Speed. Ah, speed! It’s what we yell at our pets when they’re zooming around the house or what we wish we had more of when stuck in traffic. But in physics, speed is more than just a feeling; it’s a precise measurement. Specifically, it’s the rate at which an object covers distance with respect to time. Simple enough, right? What makes it different from our friend velocity? Well, let’s dive in!

Unlike velocity, speed is a scalar quantity. Remember those scalars? No direction, just magnitude. So, while velocity tells you how fast something is moving and in what direction, speed only tells you how fast. It’s always positive (or zero, if you’re completely still – no judgement here!). Think of it like this: your car’s speedometer shows your speed, not your velocity. It tells you how many miles per hour you’re traveling, but not whether you’re heading north, south, east, or west.
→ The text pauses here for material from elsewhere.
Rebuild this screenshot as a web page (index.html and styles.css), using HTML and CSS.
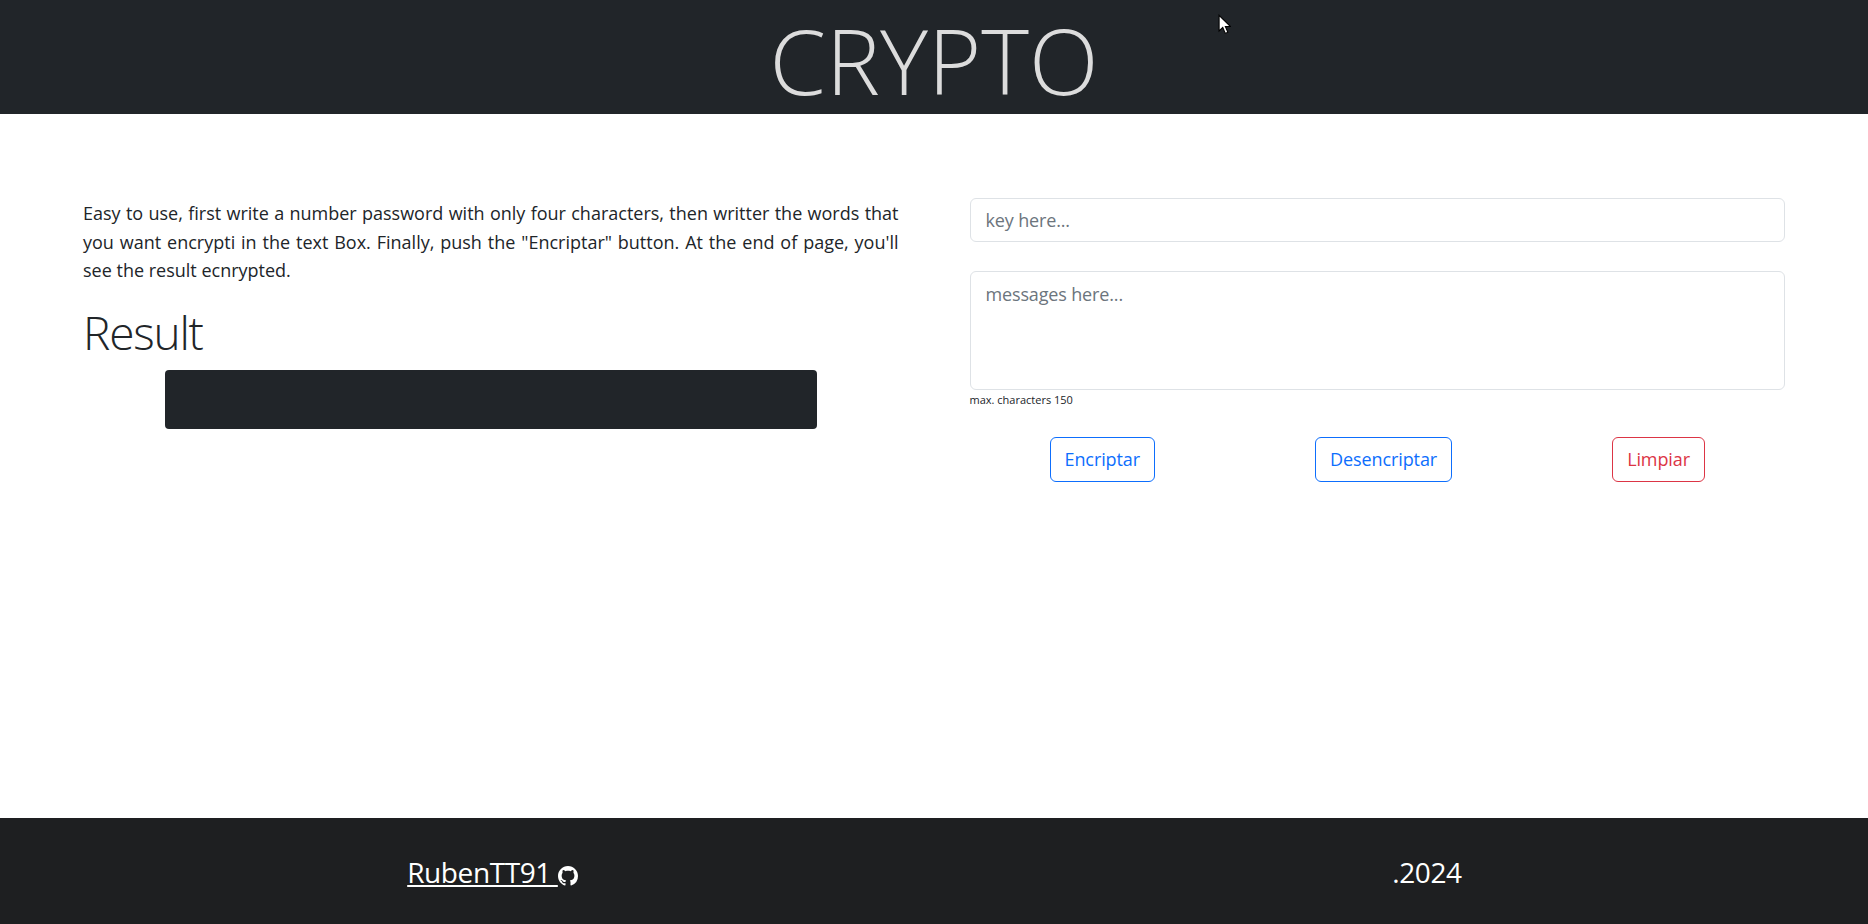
FILE: index.html
```html
<!DOCTYPE html>
<html lang="en">
<head>
<meta charset="utf-8">
<title>Crypto</title>
<link rel="stylesheet" href="styles.css">
</head>
<body>
<header class="top"><h1 class="brand">CRYPTO</h1></header>
<main class="main">
  <section class="col">
    <p class="intro">Easy to use, first write a number password with only four characters, then writter the words that you want encrypti in the text Box. Finally, push the "Encriptar" button. At the end of page, you'll see the result ecnrypted.</p>
    <h2 class="result-title">Result</h2>
    <div class="result-box"></div>
  </section>
  <section class="col">
    <input class="field" type="text" placeholder="key here...">
    <textarea class="field area" placeholder="messages here..."></textarea>
    <div class="hint">max. characters 150</div>
    <div class="actions">
      <button class="btn blue">Encriptar</button>
      <button class="btn blue">Desencriptar</button>
      <button class="btn red">Limpiar</button>
    </div>
  </section>
</main>
<footer class="foot">
  <div class="foot-cell"><a class="link" href="#">RubenTT91 <svg class="gh" viewBox="0 0 16 16" width="20" height="20" fill="currentColor"><path d="M8 0C3.58 0 0 3.58 0 8c0 3.54 2.29 6.53 5.47 7.59.4.07.55-.17.55-.38 0-.19-.01-.82-.01-1.49-2.01.37-2.53-.49-2.69-.94-.09-.23-.48-.94-.82-1.13-.28-.15-.68-.52-.01-.53.63-.01 1.08.58 1.23.82.72 1.21 1.87.87 2.33.66.07-.52.28-.87.51-1.07-1.78-.2-3.64-.89-3.64-3.95 0-.87.31-1.59.82-2.15-.08-.2-.36-1.02.08-2.12 0 0 .67-.21 2.2.82.64-.18 1.32-.27 2-.27s1.36.09 2 .27c1.53-1.04 2.2-.82 2.2-.82.44 1.1.16 1.92.08 2.12.51.56.82 1.27.82 2.15 0 3.07-1.87 3.75-3.65 3.95.29.25.54.73.54 1.48 0 1.07-.01 1.93-.01 2.2 0 .21.15.46.55.38A8.01 8.01 0 0 0 16 8c0-4.42-3.58-8-8-8z"/></svg></a></div>
  <div class="foot-cell year">.2024</div>
</footer>
<svg class="cursor" viewBox="0 0 12 19" width="13" height="21"><path d="M1 1v14.5l3.4-3.2 2.3 5.4 2.4-1-2.3-5.3h4.7z" fill="#fff" stroke="#000" stroke-width="1"/></svg>
</body>
</html>
```
FILE: styles.css
```css
* { box-sizing: border-box; }
html, body { height: 100%; }
body { margin: 0; min-height: 924px; display: flex; flex-direction: column; background: #fff; color: #212529; font-family: "Open Sans", "Noto Sans", sans-serif; font-size: 16px; line-height: 1.5; }
.top { height: 114px; background: #212529; display: flex; justify-content: center; }
.brand { margin: 0; padding-top: 6px; font-size: 91px; font-weight: 300; line-height: 108px; color: #dcdcdc; }
.main { flex: 1; display: grid; grid-template-columns: 1fr 1fr; gap: 71px; padding: 84px 83px 0; }
.intro { margin: 1px 0 18px; font-size: 18px; line-height: 28.5px; text-align: justify; }
.result-title { margin: 0 0 9px; font-size: 46px; font-weight: 300; line-height: 58px; letter-spacing: -1.2px; }
.result-box { width: 80%; height: 59px; margin: 0 auto; background: #212529; border-radius: 4px; }
.col { display: flex; flex-direction: column; }
.field { display: block; width: 100%; height: 44px; padding: 6px 15px; border: 1px solid #dee2e6; border-radius: 6px; font: inherit; font-size: 18px; letter-spacing: -0.15px; color: #212529; background: #fff; }
.field::placeholder { color: #6c757d; }
.area { height: 119px; margin-top: 29px; padding-top: 9px; resize: none; }
.hint { font-size: 11px; line-height: 18px; margin-top: 1px; }
.actions { display: flex; justify-content: space-around; margin-top: 28px; }
.btn { height: 45px; padding: 0 14px; background: #fff; border: 1px solid; border-radius: 6px; font: inherit; font-size: 18px; letter-spacing: -0.1px; }
.blue { color: #0d6efd; border-color: #0d6efd; }
.red { color: #dc3545; border-color: #dc3545; }
.foot { height: 106px; padding: 2px 0 0 25px; background: #1e1f21; color: #fff; display: grid; grid-template-columns: 935px 1fr; align-items: center; font-size: 28px; letter-spacing: -0.4px; }
.foot-cell { text-align: center; }
.year { padding-left: 26px; }
.link { color: #fff; }
.gh { vertical-align: -3px; }
.cursor { position: absolute; left: 1218px; top: 14px; }
```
To highlight the key differences, picture this: You’re driving a car around a circular track. You complete one full lap. Your distance covered is equal to the circumference of the circle. Your average speed will be that distance divided by the time it took you to complete the lap. However, because you ended up where you started (remember zero displacement?), your average velocity would be zero! Tricky, right? This illustrates the core difference: speed cares about the path you took; velocity cares only about where you started and where you ended up.
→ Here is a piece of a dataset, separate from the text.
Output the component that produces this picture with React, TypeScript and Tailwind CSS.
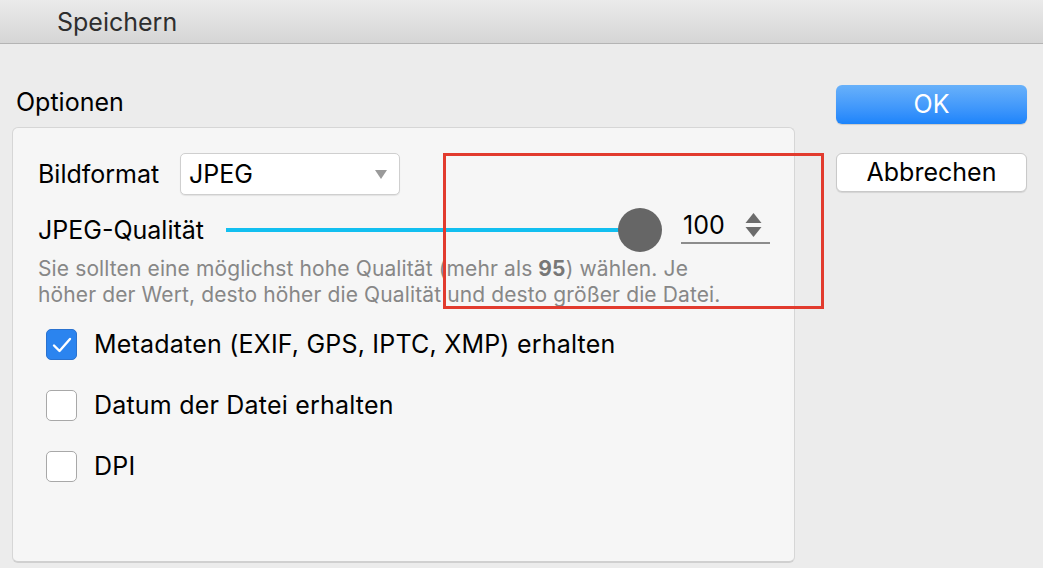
import React from "react";

export default function App() {
  return (
    <div
      className="relative w-[1043px] h-[568px] overflow-hidden bg-[#ececec] text-black"
      style={{ fontFamily: "Inter, 'Liberation Sans', Arial, sans-serif" }}
    >
      {/* Title bar */}
      <div className="h-[44px] border-b border-[#b4b4b4] bg-gradient-to-b from-[#ebebeb] to-[#d5d5d5] flex items-center pl-[57px]">
        <span className="text-[25px] text-[#2e2e2e] leading-none mt-[2px]">Speichern</span>
      </div>

      <div className="flex">
        {/* Left column */}
        <div className="pl-[12px] w-[795px] flex flex-col">
          <div className="pl-[4px] mt-[45px] h-[26px] flex items-center text-[25px] leading-none">
            Optionen
          </div>
          <div className="mt-[12px] h-[436px] rounded-[6px] border border-[#d6d6d6] border-b-[2px] border-b-[#d0d0d0] bg-[#f6f6f6] pl-[25px] pr-[24px] flex flex-col">
            {/* Bildformat row */}
            <div className="mt-[25px] flex items-center">
              <span className="w-[123px] text-[25px] leading-none whitespace-nowrap">Bildformat</span>
              <div className="ml-[19px] w-[220px] h-[42px] rounded-[5px] border border-[#cfcfcf] bg-white shadow-[0_1px_1px_rgba(0,0,0,0.08)] flex items-center pl-[8px] pr-[12px] justify-between">
                <span className="text-[25px] leading-none">JPEG</span>
                <svg width="12" height="9" viewBox="0 0 12 9">
                  <path d="M0 0 H12 L6 9 Z" fill="#9a9a9a" />
                </svg>
              </div>
            </div>

            {/* Quality row */}
            <div className="mt-[12px] flex items-center h-[46px]">
              <span className="w-[169px] text-[25px] leading-none whitespace-nowrap">JPEG-Qualität</span>
              <div className="ml-[19px] flex-1 flex items-center">
                <div className="flex-1 h-[4px] bg-[#12bff0]" />
                <div className="w-[44px] h-[44px] rounded-full bg-[#666666] -ml-[1px]" />
              </div>
              <div className="ml-[19px] w-[89px] h-[34px] border-b-[2px] border-[#8c8c8c] flex items-center justify-between pl-[2px] pr-[8px] -mt-[7px]">
                <span className="text-[25px] leading-none">100</span>
                <svg width="17" height="25" viewBox="0 0 17 25">
                  <path d="M8.5 0 L16.5 10 H0.5 Z" fill="#6b6b6b" />
                  <path d="M0.5 14 H16.5 L8.5 24 Z" fill="#6b6b6b" />
                </svg>
              </div>
            </div>

            {/* Help text */}
            <div className="mt-[3px] text-[21px] leading-[26px] tracking-[0.12px] text-[#878787] whitespace-nowrap">
              Sie sollten eine möglichst hohe Qualität (mehr als <span className="font-bold text-[#777]">95</span>) wählen. Je
              <br />
              höher der Wert, desto höher die Qualität und desto größer die Datei.
            </div>

            {/* Checkboxes */}
            <div className="mt-[21px] flex flex-col gap-[30px] pl-[8px]">
              <label className="flex items-center gap-[17px]">
                <div className="w-[31px] h-[31px] rounded-[5px] bg-[#2b84ef] border border-[#2a72cf] flex items-center justify-center">
                  <svg width="20" height="16" viewBox="0 0 20 16">
                    <path d="M2 8.5 L7.5 14 L18 2" fill="none" stroke="white" strokeWidth="2.4" strokeLinecap="round" strokeLinejoin="round" />
                  </svg>
                </div>
                <span className="text-[25px] leading-none tracking-[0.2px] whitespace-nowrap">Metadaten (EXIF, GPS, IPTC, XMP) erhalten</span>
              </label>
              <label className="flex items-center gap-[17px]">
                <div className="w-[31px] h-[31px] rounded-[5px] bg-white border border-[#a8a8a8]" />
                <span className="text-[25px] leading-none tracking-[0.2px]">Datum der Datei erhalten</span>
              </label>
              <label className="flex items-center gap-[17px]">
                <div className="w-[31px] h-[31px] rounded-[5px] bg-white border border-[#a8a8a8]" />
                <span className="text-[25px] leading-none tracking-[0.2px]">DPI</span>
              </label>
            </div>
          </div>
        </div>

        {/* Right column: buttons */}
        <div className="ml-[41px] w-[191px] flex flex-col">
          <button className="mt-[41px] h-[39px] rounded-[6px] bg-gradient-to-b from-[#68b1fa] to-[#1b84fb] text-white text-[25px] leading-none flex items-center justify-center shadow-[0_1px_1px_rgba(0,0,0,0.15)]">
            OK
          </button>
          <button className="mt-[29px] h-[39px] rounded-[6px] bg-white border border-[#c9c9c9] text-black text-[25px] leading-none flex items-center justify-center shadow-[0_1px_1px_rgba(0,0,0,0.1)]">
            Abbrechen
          </button>
        </div>
      </div>

      {/* Red annotation rectangle */}
      <div className="absolute left-[443px] top-[153px] w-[381px] h-[156px] border-[3px] border-[#e23b2e]" />
    </div>
  );
}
Real-World Applications of Displacement

Hey, let’s ditch the textbooks for a sec! Displacement isn’t just some stuffy physics term; it’s actually all around us, starring in our everyday lives. You might not realize it, but you’re using the concept of displacement all the time! Let’s see where…
* Sports: Think about a soccer game. A player starts at midfield, dribbles down the field, and scores a sweet goal. Their displacement isn’t the crazy, zig-zaggy path they took, it’s just the straight-line distance and direction from the midfield to the goalpost. See? Easy-peasy! We can use this to understand the game a bit more, for example, the coach can decide better strategies depending on the player’s average displacement throughout the game.
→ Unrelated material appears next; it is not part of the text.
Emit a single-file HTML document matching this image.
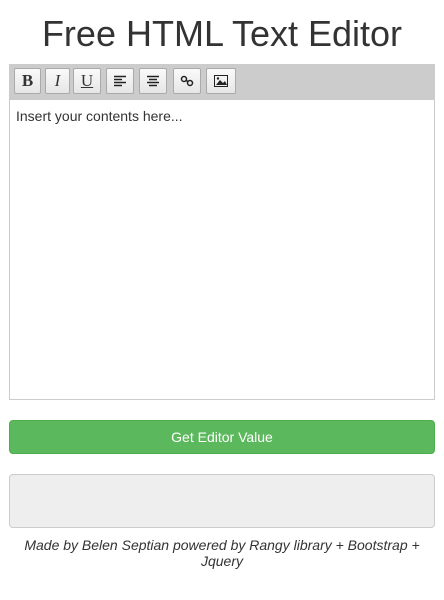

• Navigation: Imagine a ship sailing from New York to London. The ocean isn’t exactly a straight highway, right? The ship might encounter storms and have to change course constantly. But its displacement is simply the straight-line distance and direction from New York to London. This is super crucial for navigation because it helps ships (or planes, or even your GPS!) figure out the most efficient route, even if the actual path is curvy.

• Everyday Life: Ever walked from your home to the store? Again, your displacement isn’t the exact path you took, dodging squirrels and cracks in the sidewalk. It’s the straight-line distance and direction from your front door to the store’s entrance. Simple. This type of understanding helps us plan our routes more effectively, like finding the shortest path or the most efficient way to get to a certain place in our neighborhood.

And to really make this stick, imagine each scenario with a quick visual. A soccer field diagram, a map with a ship sailing, a street view from your house to the store. Got it? Good. Seeing is believing.

(P.S. Don’t worry, nobody’s gonna quiz you on this later…probably!)

Problem-Solving with Displacement: Examples and Exercises

Okay, buckle up, future physicists! Let’s put our displacement knowledge to the test. It’s time to tackle some real-world (well, mostly real-world) problems. We’ll be sticking to the simplicity of one-dimensional motion for now – think straight lines, like a train on a track or a very determined ant marching forward. We’ll walk through these step-by-step to show you how easy and intuitive it can be with some practice, so you can start solving the problems on your own!

• Problem 1: The Jogger’s Journey

  • A jogger starts at the 2-meter mark on a track and runs to the 10-meter mark. What is their displacement?
  • Solution:
    • Remember the formula: Δx = x_f – x_i
    • x_f (final position) = 10 meters
    • x_i (initial position) = 2 meters
    • Δx = 10 m – 2 m = 8 meters
    • The jogger’s displacement is 8 meters in the positive direction (assuming the track increases in value as you move away from the start).

• Problem 2: The Ant’s Trek

  • An ant starts at the 5 cm mark on a ruler, walks to the 1 cm mark, and then scurries back to the 8 cm mark. What is the ant’s total displacement?
  • Solution:
    • Think of the entire journey, not each individual leg.
    • x_f (final position) = 8 cm
    • x_i (initial position) = 5 cm
    • Δx = 8 cm – 5 cm = 3 cm
    • Even though the ant took a detour, its total displacement is 3 cm. The negative and positive distances don’t come into play when determining the final displacement.

• Problem 3: The Train’s Commute

  • A train starts at a station defined as 0 km. It travels 15 km east, then reverses and travels 7 km west. What is the train’s final displacement from its starting point?
  • Solution:
    • East is positive and west is negative.
    • Displacement East = +15 km
    • Displacement West = -7 km
    • Δx = 15 km + (-7 km) = 8 km
    • The train’s final displacement is 8 km east of its starting point.

Practice Makes Perfect:

Now, it’s your turn. Try these:

1. A snail crawls from the -3 cm mark to the 7 cm mark on a plant stem. What’s the snail’s displacement?
2. A student walks 20 meters to the right, then turns around and walks 5 meters to the left. What is the student’s total displacement?
3. A robot starts at a coordinate of 10 on a line and ends up at a coordinate of -2. What is the displacement of the robot?

Remember, it’s all about the initial and final positions. Keep practicing, and you’ll be a displacement pro in no time!

So, next time you’re out for a walk and end up back where you started, remember it’s not just about the steps you took. It’s about where you ended up. Displacement: it’s not always a bad thing, but definitely something to keep in mind!